10. The method of claim 2 wherein the barrier material comprises a metal.

11. The method of claim 2 wherein the barrier material comprises carbon.

12. The method of claim 2 wherein the depositing comprises plasma deposition, electroplating, vacuum metallization, sputtering, chemical solution deposition, chemical vapor deposition or ion beam deposition.

13. The method of claim 2 wherein the thin film has a thickness of 1 μm to 1000 μm.

14. The method of claim 2 wherein the cladding material comprises copper, nickel, tin or stainless steel.

15. The method of claim 2 wherein the cladding material comprises between 5% and 30% of a cross-sectional area of the cladding material-clad coated wire or rod.

16. The method of claim 2 further comprising quenching the conformed strips of cladding material and the coated core.

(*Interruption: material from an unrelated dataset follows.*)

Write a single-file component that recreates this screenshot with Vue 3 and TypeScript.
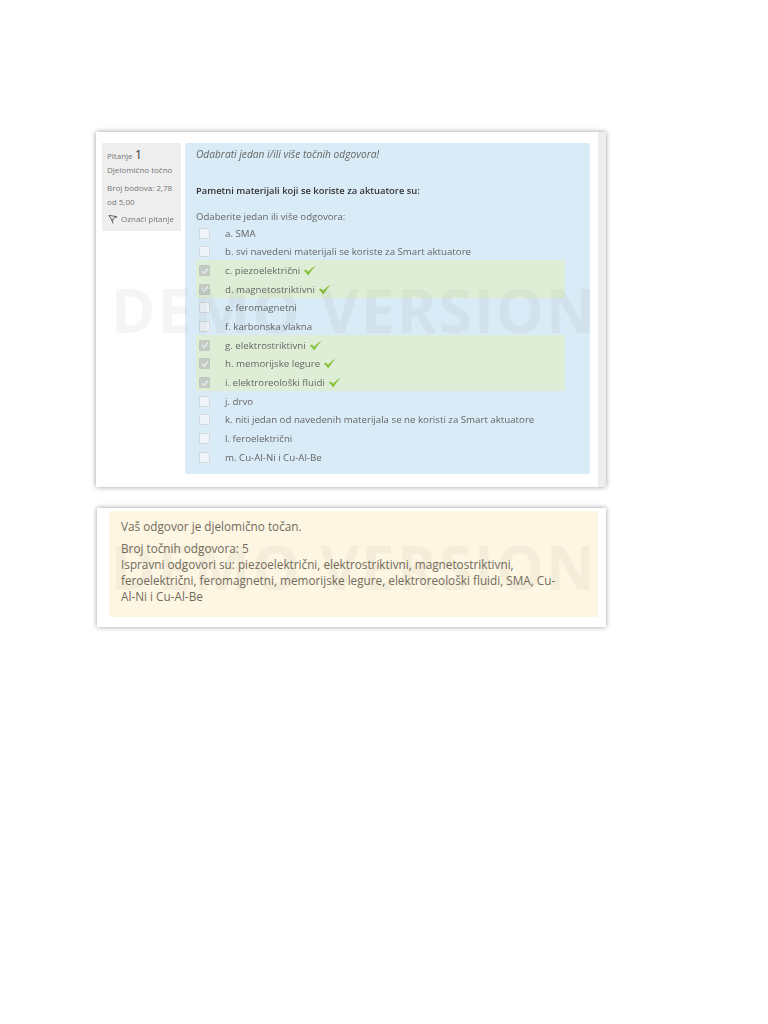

17. The method of claim 16 wherein quenching comprises cooling the clad coated core to a temperature in the range of 100° F. to 250° F.

18. The method of claim 2 wherein a rate of production of clad coated wire or rod is between 200 feet per minute and 400 feet per minute.

19. The method of claim 2 wherein the clad coated wire or rod has a diameter between 0.032 inch to 0.375 inch.

20. A system for producing cladding material-clad coated wire, the system comprising:

a source of round stock core material configured to provide a core to a straightener;

the straightener configured to straighten the core;

a cleaner configured to clean the core;

a coating apparatus configured to deposit a thin film barrier coating on the cleaned core;

a source of cladding material configured to provide one or more strips of cladding material;

one or more heating apparatuses configured to heat the coated core and the one or more strips of cladding material;

a retort configured to provide an inert or reducing atmosphere;

a rolling mill configured to form the one or more strips of the cladding material around the coated core wherein a cross-sectional area of the coated core is reduced;

a quenching apparatus configured to cool the cladding material-clad coated core; and

a fin-cutting apparatus configured to remove fins formed in the rolling mill.